The ANC invokes the 10 million voters who voted for it and say because they won more votes, they can do anything and everything to protect their errand and wayward President. I am not sure that the 10 million votes they got was a blank cheque or license to protect perfidy. Many voters openly say they did not vote for Zuma but for the ANC. It is about time that this country incorporates presidential elections in its electoral system and substitutes the closed list proportional representation system with an open list proportional representation system so that voters should not vote for the party but for individuals in political parties. The party list system leads to abuse of the system.

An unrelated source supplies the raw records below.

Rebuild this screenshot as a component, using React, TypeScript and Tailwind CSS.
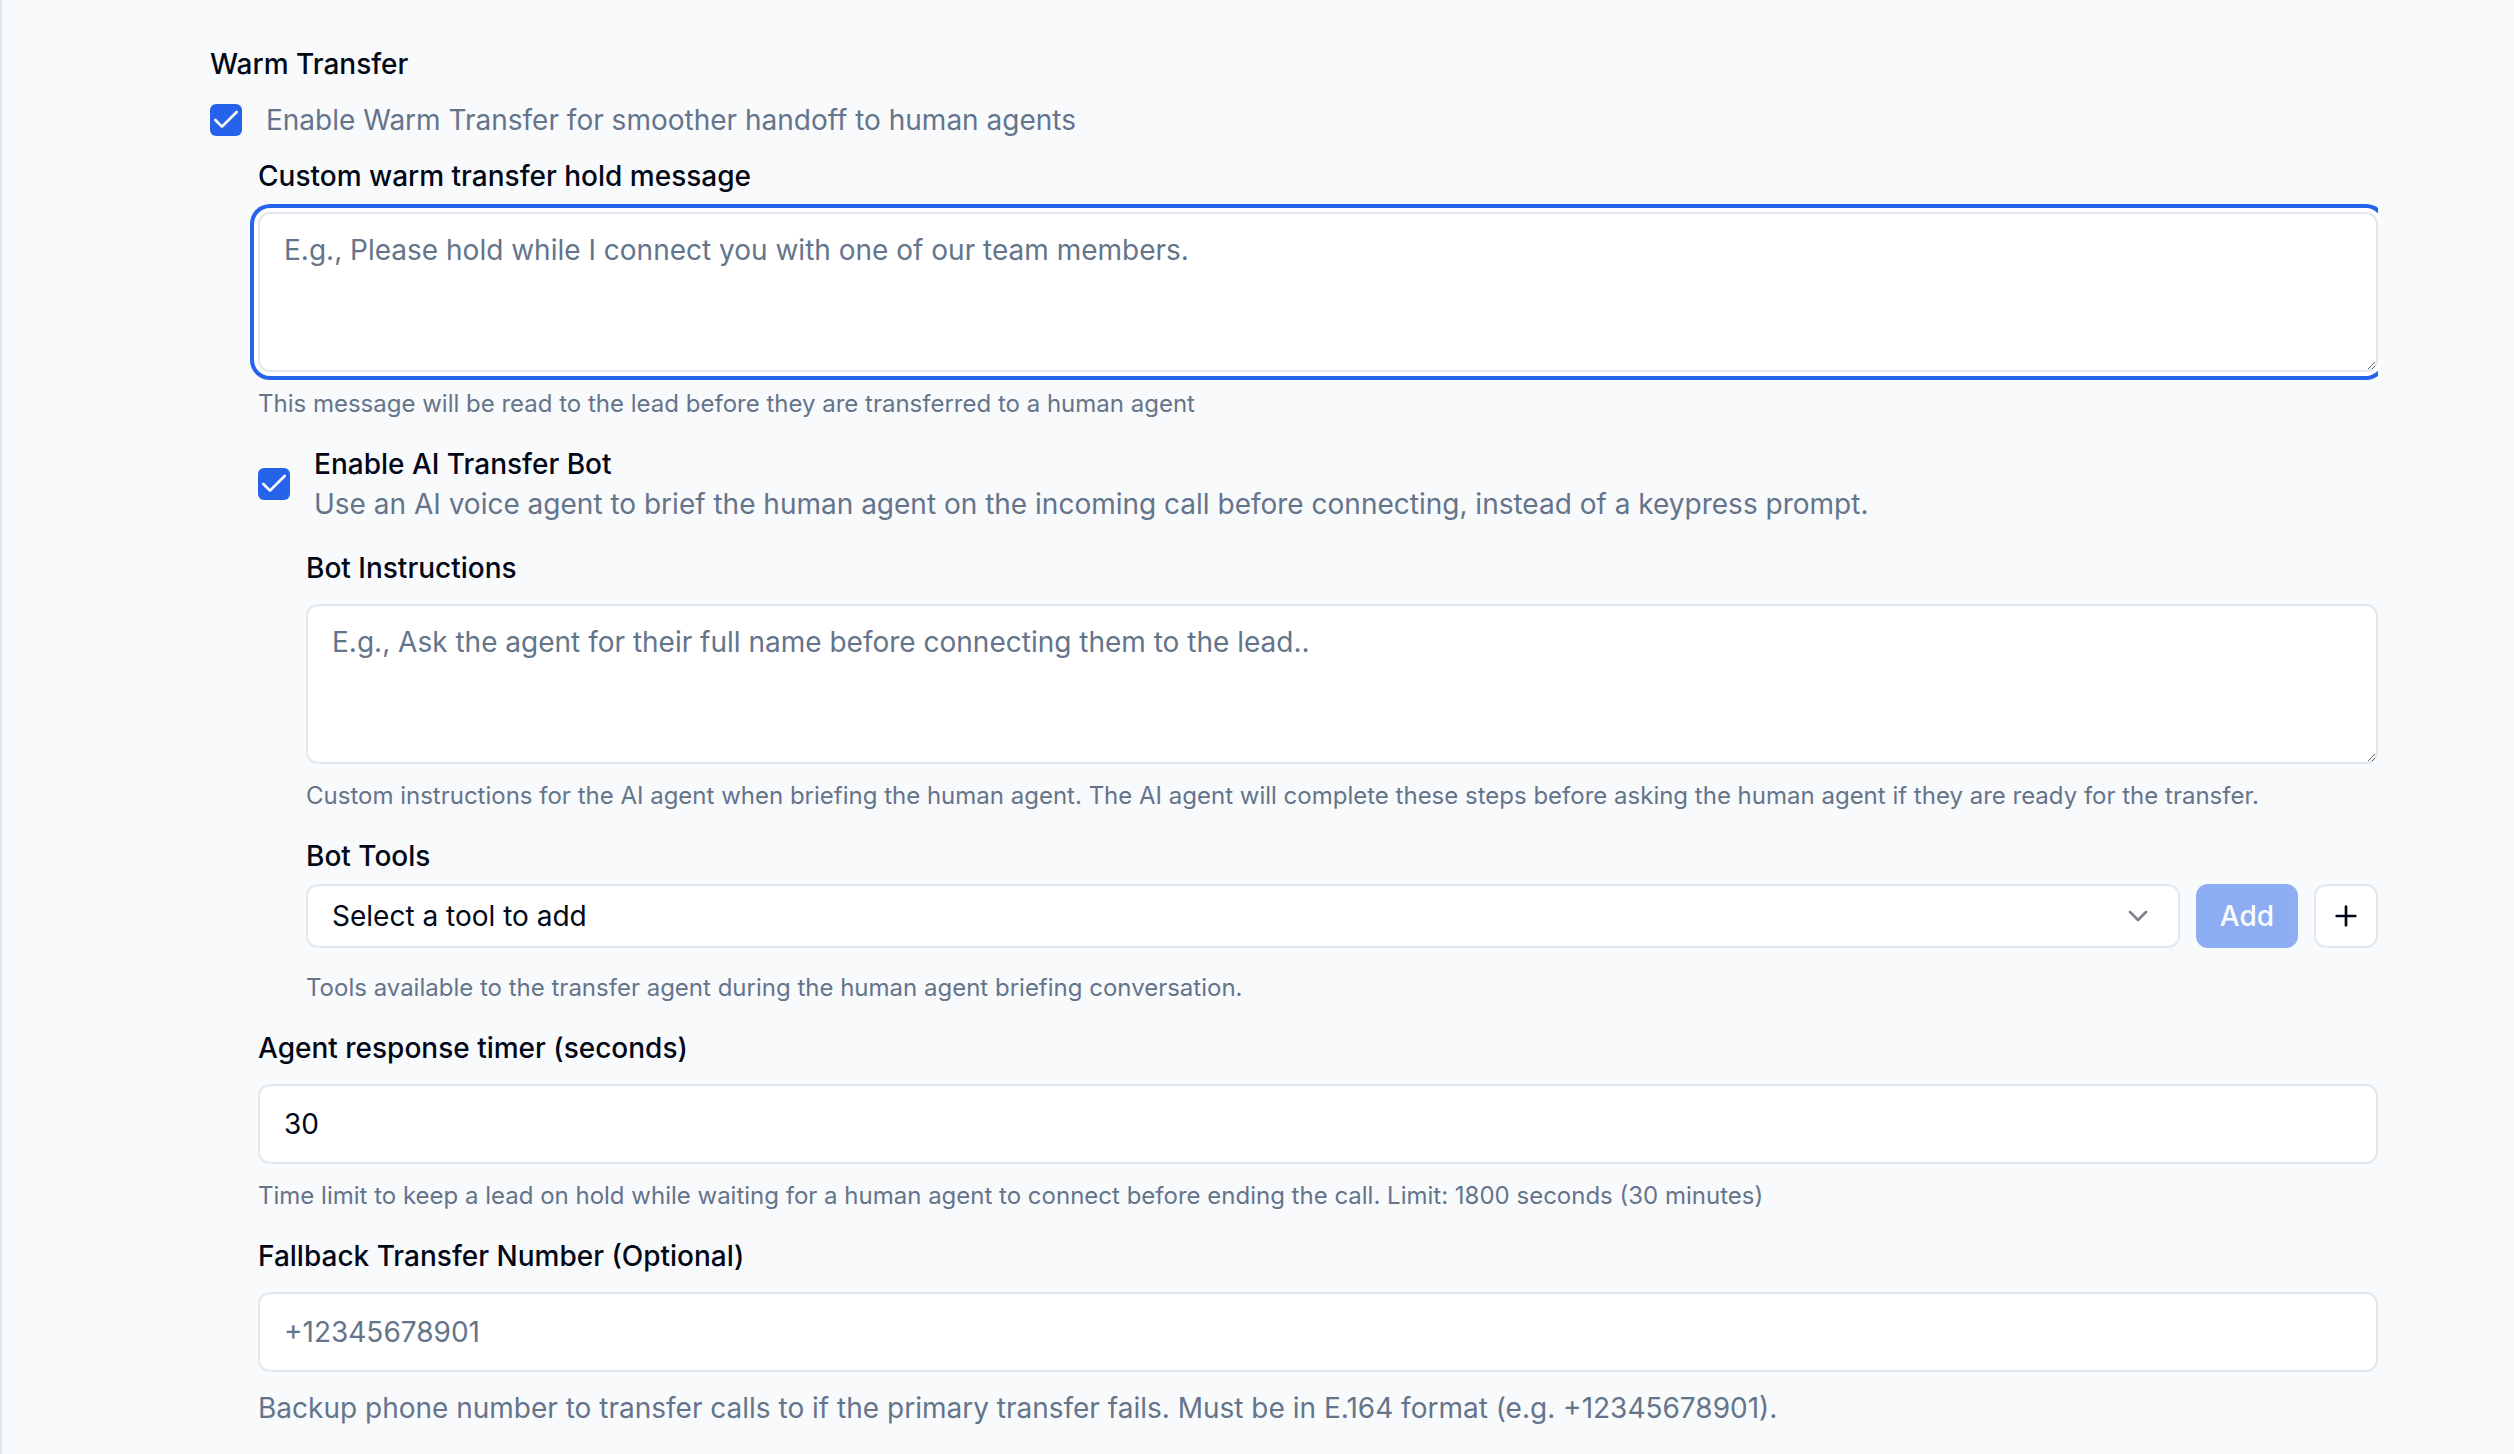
import { Check, ChevronDown, Plus } from "lucide-react";

function Box() {
  return (
    <span className="flex h-4 w-4 shrink-0 items-center justify-center rounded-[3px] bg-[#2563eb] text-white">
      <Check className="h-4 w-4" strokeWidth={2} />
    </span>
  );
}

export default function App() {
  return (
    <div className="[zoom:2]">
      <div className="min-h-[727px] w-full border-l border-slate-200 bg-slate-50 pl-[104px] pr-[68px] pt-[22px] font-['Inter',sans-serif] text-[#020817]">
        <div className="overflow-hidden pb-4">
          <h3 className="text-sm font-medium leading-5">Warm Transfer</h3>
          <div className="mt-2 flex items-center gap-3">
            <Box />
            <span className="text-sm leading-5 text-[#64748b]">
              Enable Warm Transfer for smoother handoff to human agents
            </span>
          </div>

          <div className="pl-6">
            <label className="mt-2 block text-sm font-medium leading-5">
              Custom warm transfer hold message
            </label>
            <textarea
              readOnly
              placeholder="E.g., Please hold while I connect you with one of our team members."
              className="mt-2 block h-20 min-h-[80px] w-full rounded-md border border-slate-200 bg-white px-3 py-2 text-sm leading-5 outline-none ring-2 ring-[#2563eb] ring-offset-2 ring-offset-white placeholder:text-[#64748b]"
            />
            <p className="mt-2 text-xs leading-4 text-[#64748b]">
              This message will be read to the lead before they are transferred to a human agent
            </p>

            <div className="mt-3 flex items-center gap-3">
              <Box />
              <div>
                <div className="text-sm font-medium leading-5">Enable AI Transfer Bot</div>
                <div className="text-sm leading-5 text-[#64748b]">
                  Use an AI voice agent to brief the human agent on the incoming call before connecting, instead of a keypress prompt.
                </div>
              </div>
            </div>

            <div className="pl-6">
              <label className="mt-3 block text-sm font-medium leading-5">Bot Instructions</label>
              <textarea
                readOnly
                placeholder="E.g., Ask the agent for their full name before connecting them to the lead.."
                className="mt-2 block h-20 min-h-[80px] w-full rounded-md border border-slate-200 bg-white px-3 py-2 text-sm leading-5 outline-none placeholder:text-[#64748b]"
              />
              <p className="mt-2 text-xs leading-4 text-[#64748b]">
                Custom instructions for the AI agent when briefing the human agent. The AI agent will complete these steps before asking the human agent if they are ready for the transfer.
              </p>

              <label className="mt-3 block text-sm font-medium leading-5">Bot Tools</label>
              <div className="mt-1 flex items-center gap-2">
                <div className="flex h-8 flex-1 items-center justify-between rounded-md border border-slate-200 bg-white px-3 text-sm">
                  <span>Select a tool to add</span>
                  <ChevronDown className="h-4 w-4 opacity-50" />
                </div>
                <button className="h-8 rounded-md bg-[#2563eb] px-3 text-sm font-medium text-white opacity-50">
                  Add
                </button>
                <button className="flex h-8 w-8 items-center justify-center rounded-md border border-slate-200 bg-white">
                  <Plus className="h-4 w-4" />
                </button>
              </div>
              <p className="mt-3 text-xs leading-4 text-[#64748b]">
                Tools available to the transfer agent during the human agent briefing conversation.
              </p>
            </div>

            <label className="mt-3 block text-sm font-medium leading-5">Agent response timer (seconds)</label>
            <input
              readOnly
              value="30"
              className="mt-2 block h-10 w-full rounded-md border border-slate-200 bg-white px-3 text-sm outline-none"
            />
            <p className="mt-2 text-xs leading-4 text-[#64748b]">
              Time limit to keep a lead on hold while waiting for a human agent to connect before ending the call. Limit: 1800 seconds (30 minutes)
            </p>

            <label className="mt-3 block text-sm font-medium leading-5">Fallback Transfer Number (Optional)</label>
            <input
              readOnly
              placeholder="+12345678901"
              className="mt-2 block h-10 w-full rounded-md border border-slate-200 bg-white px-3 text-sm outline-none placeholder:text-[#64748b]"
            />
            <p className="mt-2 text-sm leading-5 text-[#64748b]">
              Backup phone number to transfer calls to if the primary transfer fails. Must be in E.164 format (e.g. +12345678901).
            </p>
          </div>
        </div>
      </div>
    </div>
  );
}
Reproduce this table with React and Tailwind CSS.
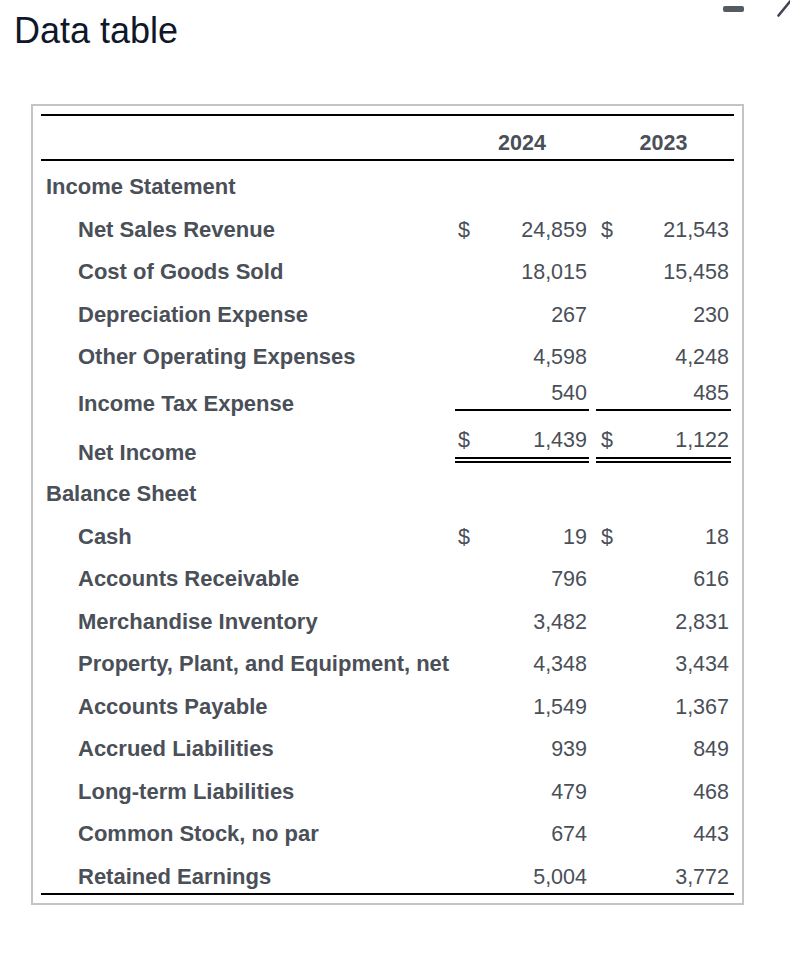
const font = { fontFamily: '"Liberation Sans", Arial, sans-serif' };

const income = [
  ["Net Sales Revenue", "24,859", "21,543", true],
  ["Cost of Goods Sold", "18,015", "15,458"],
  ["Depreciation Expense", "267", "230"],
  ["Other Operating Expenses", "4,598", "4,248"],
];

const balance = [
  ["Cash", "19", "18", true],
  ["Accounts Receivable", "796", "616"],
  ["Merchandise Inventory", "3,482", "2,831"],
  ["Property, Plant, and Equipment, net", "4,348", "3,434"],
  ["Accounts Payable", "1,549", "1,367"],
  ["Accrued Liabilities", "939", "849"],
  ["Long-term Liabilities", "479", "468"],
  ["Common Stock, no par", "674", "443"],
];

function Num({ value, dollar, first }) {
  return (
    <div className={`flex justify-between pr-[2px] ${first ? "pl-[3px]" : "pl-[5px]"}`}>
      <span>{dollar ? "$" : ""}</span>
      <span>{value}</span>
    </div>
  );
}

function Row({ label, a, b, dollar, section, h = "h-[42.5px]" }) {
  return (
    <div className={`flex ${h} pt-[9px]`}>
      <div className={`w-[414px] shrink-0 text-[22px] font-bold ${section ? "pl-[5px]" : "pl-[37px]"}`}>{label}</div>
      <div className="w-[134px] shrink-0">
        {a !== undefined && <Num value={a} dollar={dollar} first />}
      </div>
      <div className="w-[7px] shrink-0" />
      <div className="w-[135px] shrink-0">
        {b !== undefined && <Num value={b} dollar={dollar} />}
      </div>
    </div>
  );
}

export default function App() {
  return (
    <div className="w-[790px] h-[956px] bg-white overflow-hidden" style={font}>
      <div className="flex h-[104px]">
        <h1 className="pl-[14px] pt-[13px] text-[36px] leading-none text-[#0f172a]">Data table</h1>
        <div className="ml-auto flex items-start">
          <div className="mt-[6px] w-[21px] h-[6px] shrink-0 rounded-[2px] bg-[#555b63]" />
          <svg className="ml-[33px] shrink-0" width="13" height="17" viewBox="0 0 13 17">
            <path d="M1.5 15.5 L13 1.5" stroke="#3f4652" strokeWidth="2.6" strokeLinecap="round" fill="none" />
          </svg>
        </div>
      </div>

      <div className="ml-[31px] w-[713px] border-2 border-[#c4c4c4] p-2">
        <div className="border-t-2 border-b-2 border-black text-[21.5px] leading-6 text-[#4a4f58]">
          <div className="flex h-[45px] border-b-2 border-black pt-[15px] font-bold">
            <div className="w-[414px] shrink-0" />
            <div className="w-[134px] shrink-0 text-center">2024</div>
            <div className="w-[7px] shrink-0" />
            <div className="w-[135px] shrink-0 text-center">2023</div>
          </div>
          <div className="h-[5px]" />

          <Row label="Income Statement" section />
          {income.map(([label, a, b, d]) => (
            <Row key={label} label={label} a={a} b={b} dollar={d} />
          ))}

          <div className="flex h-[32.5px]">
            <div className="w-[414px] shrink-0 pl-[37px] pt-[13.5px] text-[22px] font-bold">Income Tax Expense</div>
            <div className="w-[134px] shrink-0 border-b-2 border-black pt-[2.5px]">
              <Num value="540" first />
            </div>
            <div className="w-[7px] shrink-0" />
            <div className="w-[135px] shrink-0 border-b-2 border-black pt-[2.5px]">
              <Num value="485" />
            </div>
          </div>

          <div className="flex h-[52px]">
            <div className="w-[414px] shrink-0 pl-[37px] pt-[30px] text-[22px] font-bold">Net Income</div>
            <div className="w-[134px] shrink-0 border-b-[6px] border-double border-black pt-[17px]">
              <Num value="1,439" dollar first />
            </div>
            <div className="w-[7px] shrink-0" />
            <div className="w-[135px] shrink-0 border-b-[6px] border-double border-black pt-[17px]">
              <Num value="1,122" dollar />
            </div>
          </div>
          <div className="h-[10px]" />

          <Row label="Balance Sheet" section />
          {balance.map(([label, a, b, d]) => (
            <Row key={label} label={label} a={a} b={b} dollar={d} />
          ))}
          <Row label="Retained Earnings" a="5,004" b="3,772" h="h-[37.5px]" />
        </div>
      </div>
    </div>
  );
}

When opposition MP’s resort to legal recourse and win, ANC MP’s invariably criticize the judiciary saying it does not respect the principle of separation of powers. There are institutional designs that the ANC with its majoritarianism flout which scream for judicial intervention. There is nothing wrong with judicial review in a democracy. As Macedo correctly observed, “judicial review of legislation offends no basic principle of democratic political morality. Giving power to judges and other political officials insulated from some partisan political pressures may help political communities better achieve their democratic aspirations. Deliberation on hard questions of institutional design is not advanced by wrongly identifying democracy with majority rule.” The concept of a ‘majority’ should not be used as justification to flout democratic principles.
By Sam Ditshego
The writer is a member of the Pan Africanist Research Institute (PARI).